The King is having a blast with his favorite Jelvis toy when Rita asks to play with it. The King, who fancies himself a good sharer, lets her. Rita takes advantage of the King and soon tricks him out all of his toys. Though Rita feels triumphant at first, her happiness is short lived. Rita must discover the best thing about toys; when you share them with others you have a lot more fun.

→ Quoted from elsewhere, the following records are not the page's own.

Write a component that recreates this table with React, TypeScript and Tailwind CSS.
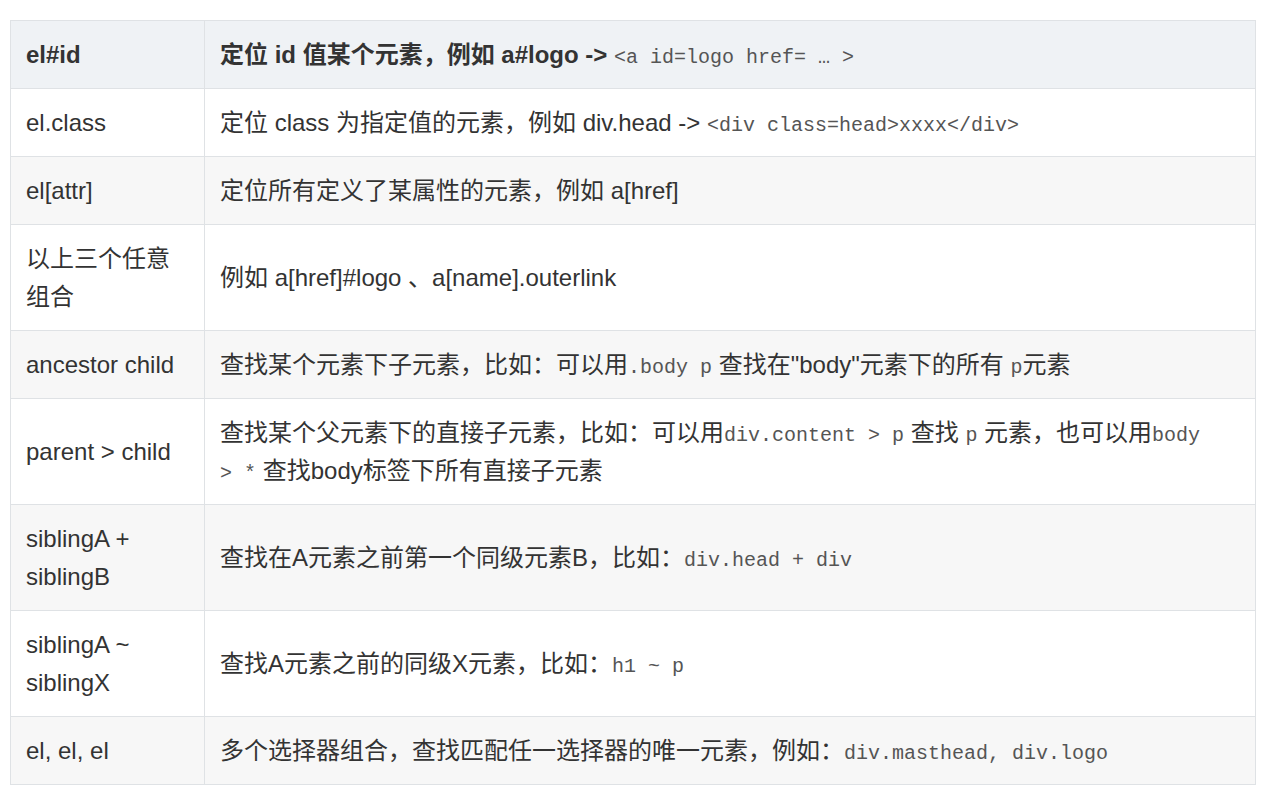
import React from 'react';

type Row = {
  name: React.ReactNode,
  desc: React.ReactNode,
};

function Code({ children }: { children: React.ReactNode }) {
  return (
    <code className="font-['Liberation_Mono','DejaVu_Sans_Mono',monospace] text-[20px] leading-none font-normal text-[#555]">
      {children}
    </code>
  );
}

const rows: Row[] = [
  {
    name: 'el.class',
    desc: (
      <>
        定位 class 为指定值的元素，例如 div.head -&gt; <Code>{'<div class=head>xxxx</div>'}</Code>
      </>
    ),
  },
  { name: 'el[attr]', desc: '定位所有定义了某属性的元素，例如 a[href]' },
  { name: '以上三个任意组合', desc: '例如 a[href]#logo 、a[name].outerlink' },
  {
    name: 'ancestor child',
    desc: (
      <>
        查找某个元素下子元素，比如：可以用<Code>.body p</Code> 查找在"body"元素下的所有 <Code>p</Code>元素
      </>
    ),
  },
  {
    name: 'parent > child',
    desc: (
      <>
        查找某个父元素下的直接子元素，比如：可以用<Code>div.content &gt; p</Code> 查找 <Code>p</Code> 元素，也可以用<Code>body</Code>
        {' '}
        <Code>&gt; *</Code> 查找body标签下所有直接子元素
      </>
    ),
  },
  {
    name: 'siblingA + siblingB',
    desc: (
      <>
        查找在A元素之前第一个同级元素B，比如：<Code>div.head + div</Code>
      </>
    ),
  },
  {
    name: 'siblingA ~ siblingX',
    desc: (
      <>
        查找A元素之前的同级X元素，比如：<Code>h1 ~ p</Code>
      </>
    ),
  },
  {
    name: 'el, el, el',
    desc: (
      <>
        多个选择器组合，查找匹配任一选择器的唯一元素，例如：<Code>div.masthead, div.logo</Code>
      </>
    ),
  },
];

export default function App() {
  return (
    <div className="min-h-[806px] bg-white pt-[20px] pl-[10px] font-['Liberation_Sans','Noto_Sans_CJK_SC',sans-serif] text-[24px] leading-[38px] text-[#333]">
      <table className="w-[1246px] border-collapse">
        <colgroup>
          <col className="w-[194px]" />
          <col />
        </colgroup>
        <thead>
          <tr className="bg-[#eff2f5]">
            <th className="border border-[#dfe2e5] px-[15px] py-[14.5px] text-left font-bold">el#id</th>
            <th className="border border-[#dfe2e5] px-[15px] py-[14.5px] text-left font-bold">
              定位 id 值某个元素，例如 a#logo -&gt; <Code>{'<a id=logo href= … >'}</Code>
            </th>
          </tr>
        </thead>
        <tbody>
          {rows.map((row, i) => (
            <tr key={i} className={i % 2 === 1 ? 'bg-[#f7f7f7]' : 'bg-white'}>
              <td className="border border-[#dfe2e5] px-[15px] py-[14.5px] align-middle">{row.name}</td>
              <td className="border border-[#dfe2e5] pl-[15px] pr-[45px] py-[14.5px] align-middle">{row.desc}</td>
            </tr>
          ))}
        </tbody>
      </table>
    </div>
  );
}
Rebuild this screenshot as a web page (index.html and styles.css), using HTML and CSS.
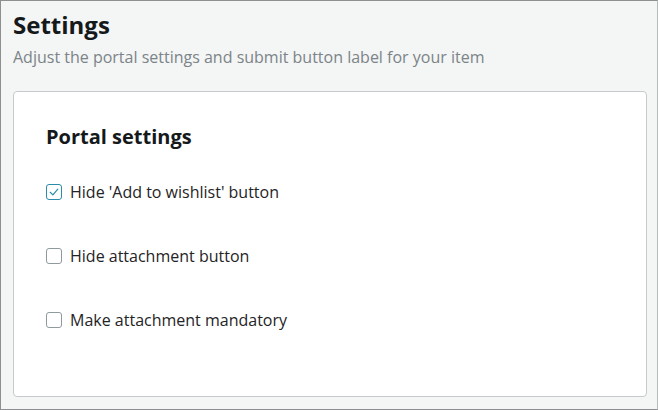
FILE: index.html
```html
<!DOCTYPE html>
<html>
<head>
<meta charset="utf-8">
<link rel="stylesheet" href="styles.css">
</head>
<body>
<div class="frame">
  <h1 class="title">Settings</h1>
  <p class="subtitle">Adjust the portal settings and submit button label for your item</p>
  <div class="card">
    <h2 class="card-title">Portal settings</h2>
    <ul class="options">
      <li class="option">
        <span class="box checked">
          <svg viewBox="0 0 16 16" width="16" height="16"><path d="M4.2 8.3 L6.9 10.9 L11.8 5.2" fill="none" stroke="#2a8ca8" stroke-width="1.2" stroke-linecap="round" stroke-linejoin="round"/></svg>
        </span>
        <span class="label">Hide 'Add to wishlist' button</span>
      </li>
      <li class="option">
        <span class="box"></span>
        <span class="label">Hide attachment button</span>
      </li>
      <li class="option">
        <span class="box"></span>
        <span class="label">Make attachment mandatory</span>
      </li>
    </ul>
  </div>
</div>
</body>
</html>
```
FILE: styles.css
```css
html, body {
  margin: 0;
  padding: 0;
}
body {
  font-family: "Open Sans", "Noto Sans", sans-serif;
  background: #f4f5f5;
  color: #1a1c1d;
}
.frame {
  box-sizing: border-box;
  width: 658px;
  height: 410px;
  border: 1px solid #8d8f90;
  border-right-color: #b9bcbd;
  padding: 0 10px 0 12px;
  background: #f4f5f5;
}
.title {
  margin: 7px 0 0 0;
  font-size: 24px;
  line-height: 33px;
  font-weight: 700;
  color: #15191b;
}
.subtitle {
  margin: 5px 0 0 0;
  font-size: 16px;
  line-height: 22px;
  color: #7b8488;
}
.card {
  margin-top: 23px;
  box-sizing: border-box;
  height: 306px;
  background: #ffffff;
  border: 1px solid #c6cacc;
  border-radius: 4px;
  padding: 31px 32px 0 32px;
}
.card-title {
  margin: 0;
  font-size: 20px;
  line-height: 28px;
  font-weight: 700;
  color: #15191b;
}
.options {
  list-style: none;
  margin: 30px 0 0 0;
  padding: 0;
  display: flex;
  flex-direction: column;
  gap: 42px;
}
.option {
  display: flex;
  align-items: center;
  gap: 8px;
  height: 22px;
}
.box {
  box-sizing: border-box;
  width: 16px;
  height: 16px;
  border: 1px solid #8f9a9e;
  border-radius: 3px;
  background: #fff;
  display: flex;
  align-items: center;
  justify-content: center;
  flex-shrink: 0;
}
.box.checked {
  border-color: #2a8ca8;
}
.box svg {
  display: block;
  margin: -1px;
}
.label {
  font-size: 16px;
  line-height: 22px;
  color: #1f2426;
}
```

| 8 | "Rita Adopts A Dodo" | September 16, 2011 |
Rita finally gets close enough to a dodo to pet him, but only because dodo injured his foot. Rita takes the critter home, naming him "Godchilla" and nursing him with affection and too much food. The now overweight dodo needs exercise badly. Rita learns that caring for others requires what is good for them, not for you. And, in doing so, Rita now has a new best friend. Guest Starring: Bruno Coronel as Ongo
| 9 | "The Jelly Must Flow" | September 17, 2011 |
On a seemingly normal day, Goomo steps outside for a nice jog when he notices that something is slightly different about everything in Jammbo - they've frozen completely. It's up to Goomo and his helpful headphones to find out what happened and get Jammbo flowing again.
| 10 | "Flower Fear" | September 18, 2011 |
While exploring the musical nature of spring on Jammbo, Goomo realizes Goomo has a fear of Burst into Song flowers. In search of a cure, Mina conducts a series of tests to help Goomo deal with his over the top reactions to the singing plants. In the end, Goomo and Mina realize that when you understand your fears, there is nothing scary at all.
| 11 | "Radio Goomo" | September 19, 2011 |
Goomo discovers a noisy boombox which blasts heavy metal music. Goomo thinks it is awesome but it drives everyone else on Jammbo crazy. Bello and Mina fool Goomo with a magic trick that makes the box "disappear". Without his "Whammer Jammer" box, Goomo is distraught. Bello and Mina realize how important Goomo's music is to him and make the box reappear. In the process, Goomo realizes that it's okay if they don't like his music, Goomo has plenty of music boxes to satisfy everyone.
| 12 | "Royal Roommate" | September 20, 2011 |
Due to the King's weird sleep habits, the Queen kicks him out of the castle. Surrounded by dark shadows and unusual sounds, the King quickly seeks refuge at Bello's house, but they are a long way from a good night's sleep. After a series of strange bedtime rituals, Bello finally understands the problem and helps the King conquer his fear of the night.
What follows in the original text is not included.